In 2020, the government sent a notice of default and demand for stipulated penalties to Southern Coal, alleging failures to comply with the decree based on Southern Coal’s allowing NPDES permits covering particular facilities in Alabama and Tennessee to lapse. In 2021, the government filed a motion in the district court to compel Southern Coal’s compliance with the decree. The district court granted the government’s motion, awarding stipulated penalties pursuant to the decree and compelling compliance.

Analysis

Southern Coal argues that the district court improperly considered the purpose of the decree and other extrinsic evidence — rather than only the plain language of the decree itself — when concluding that the decree required maintenance of requiring permits.

Southern Coal contends that paragraphs 22 and 29 do not contain any explicit references to NPDES permits or the CWA, and that, if considered in a vacuum, neither paragraph contains standalone substantive requirements that obligate NPDES or CWA compliance. But explicit invocations of NPDES permitting or the CWA are hardly necessary to the extent that the decree speaks in straightforward, sweeping terms mandating compliance with “all applicable federal law” and acquisition of “all” necessary “permits or approvals.”

Furthermore, Southern Coal offers no justification for evaluating portions of the decree in a vacuum, and doing so makes little sense. When considered together, and in harmony with the plain language of other provisions of the decree, the mandates that Southern Coal comply with federal law and acquire permits where necessary plainly impose NPDES-permitting obligations and prohibit unpermitted discharges that run afoul of the CWA.

The plain language of many other paragraphs implies compliance with the CWA and NPDES-permitting obligations as conditions precedent to decree performance.

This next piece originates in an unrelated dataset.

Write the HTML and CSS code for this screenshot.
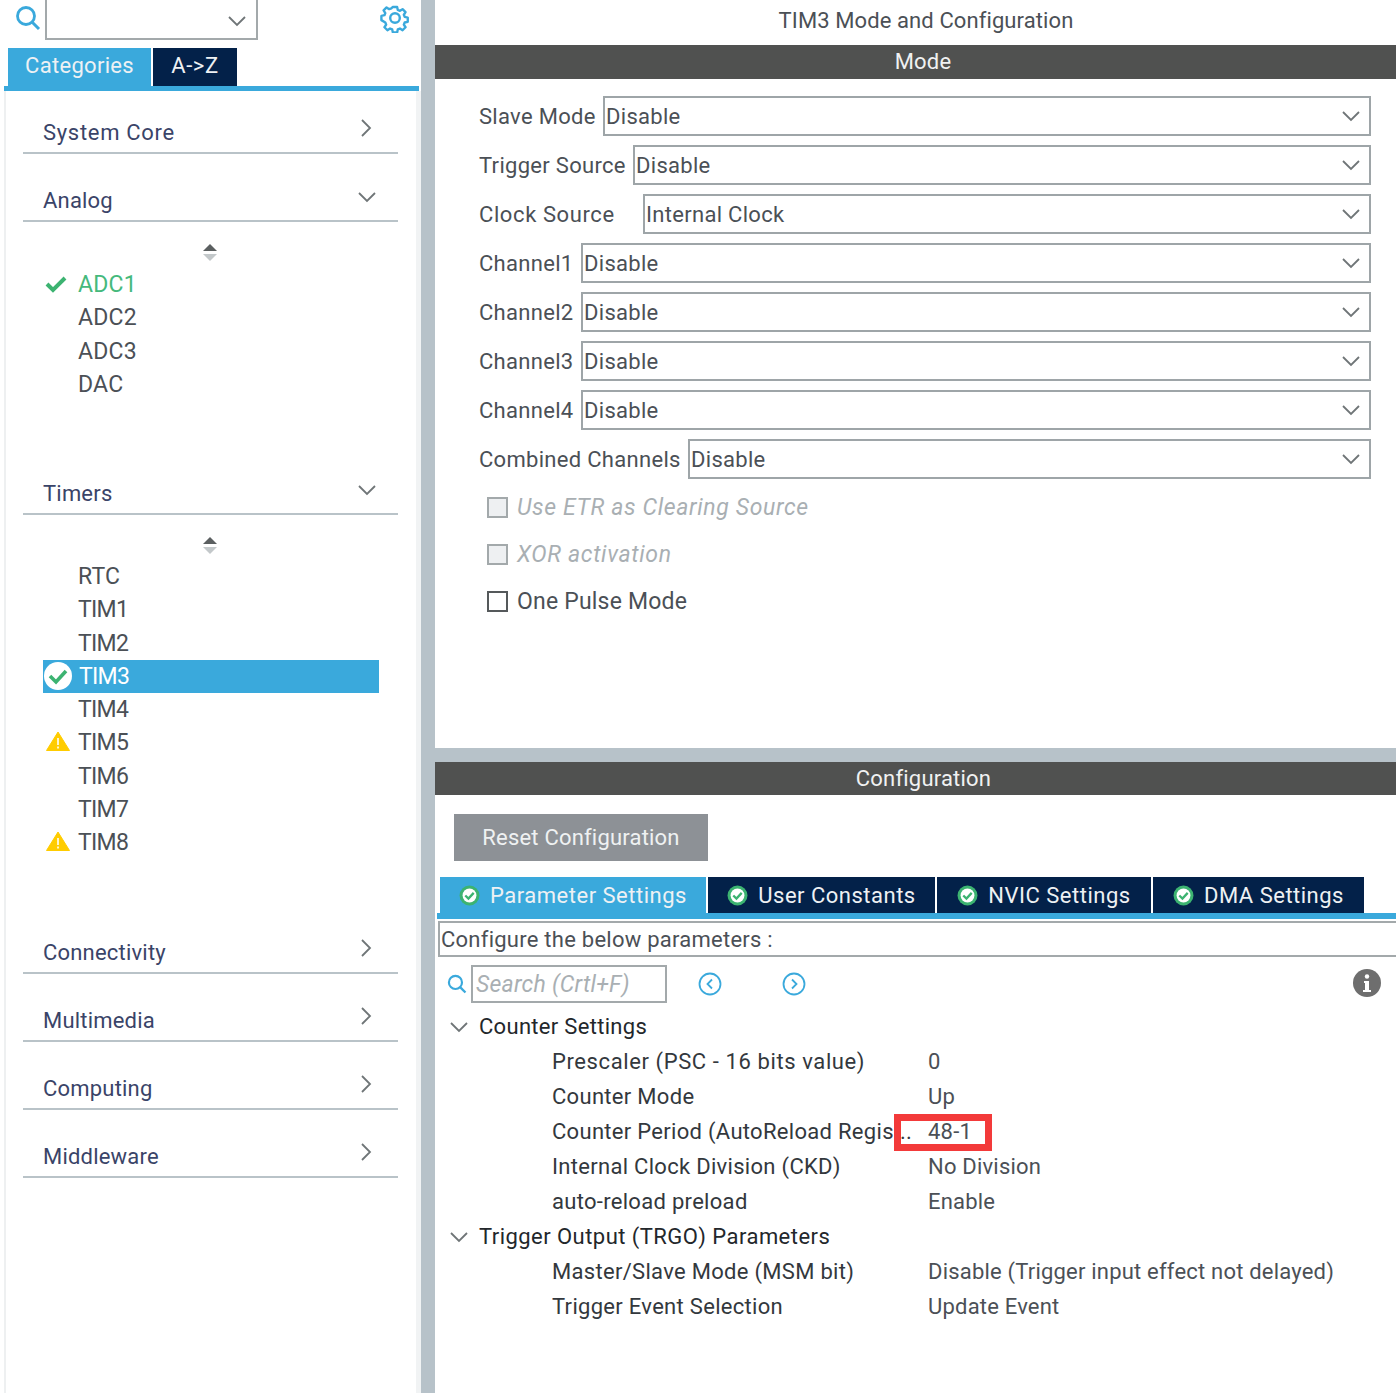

Taken together, these paragraphs — and others — plainly require Southern Coal to possess and maintain NPDES permits, as well as comply with the CWA, as conditions precedent to the ability perform under the decree.

The absence of NPDES permits would render compliance with many obligations under the decree impossible, given that such obligations trace directly to baselines that NPDES permits provide. Thus, even if the plain language of the decree does not employ excruciating detail in stating something to the effect of “Southern Coal must maintain NPDES permits and comply with the CWA,” such obligations are clearly and plainly presumed by the numerous other obligations the performance of which relies on CWA and NPDES compliance.

Affirmed.

Concurring/dissenting opinion

Rushing, J., concurring in part and dissenting in part:

The government claims that Southern Coal violated the consent decree in two ways: first, by failing to maintain its NPDES permits and, second, by discharging pollutants after those NPDES permits had expired. The majority agrees that both actions violated the consent decree and so affirms.

But I read the decree a little differently. While I agree that the consent decree required Southern Coal to maintain NPDES permits, I disagree that it prohibited unpermitted discharges. So I respectfully dissent in part.

United States of America v. Southern Coal Corporation, Case No. 22-1110, April 4, 2023. 4th Cir. (Floyd), from WDVA at Roanoke (Urbanski). Robert Philip Fowler for Appellants. David Seth Frankel for Appellees. VLW 023-2-092. 17 pp.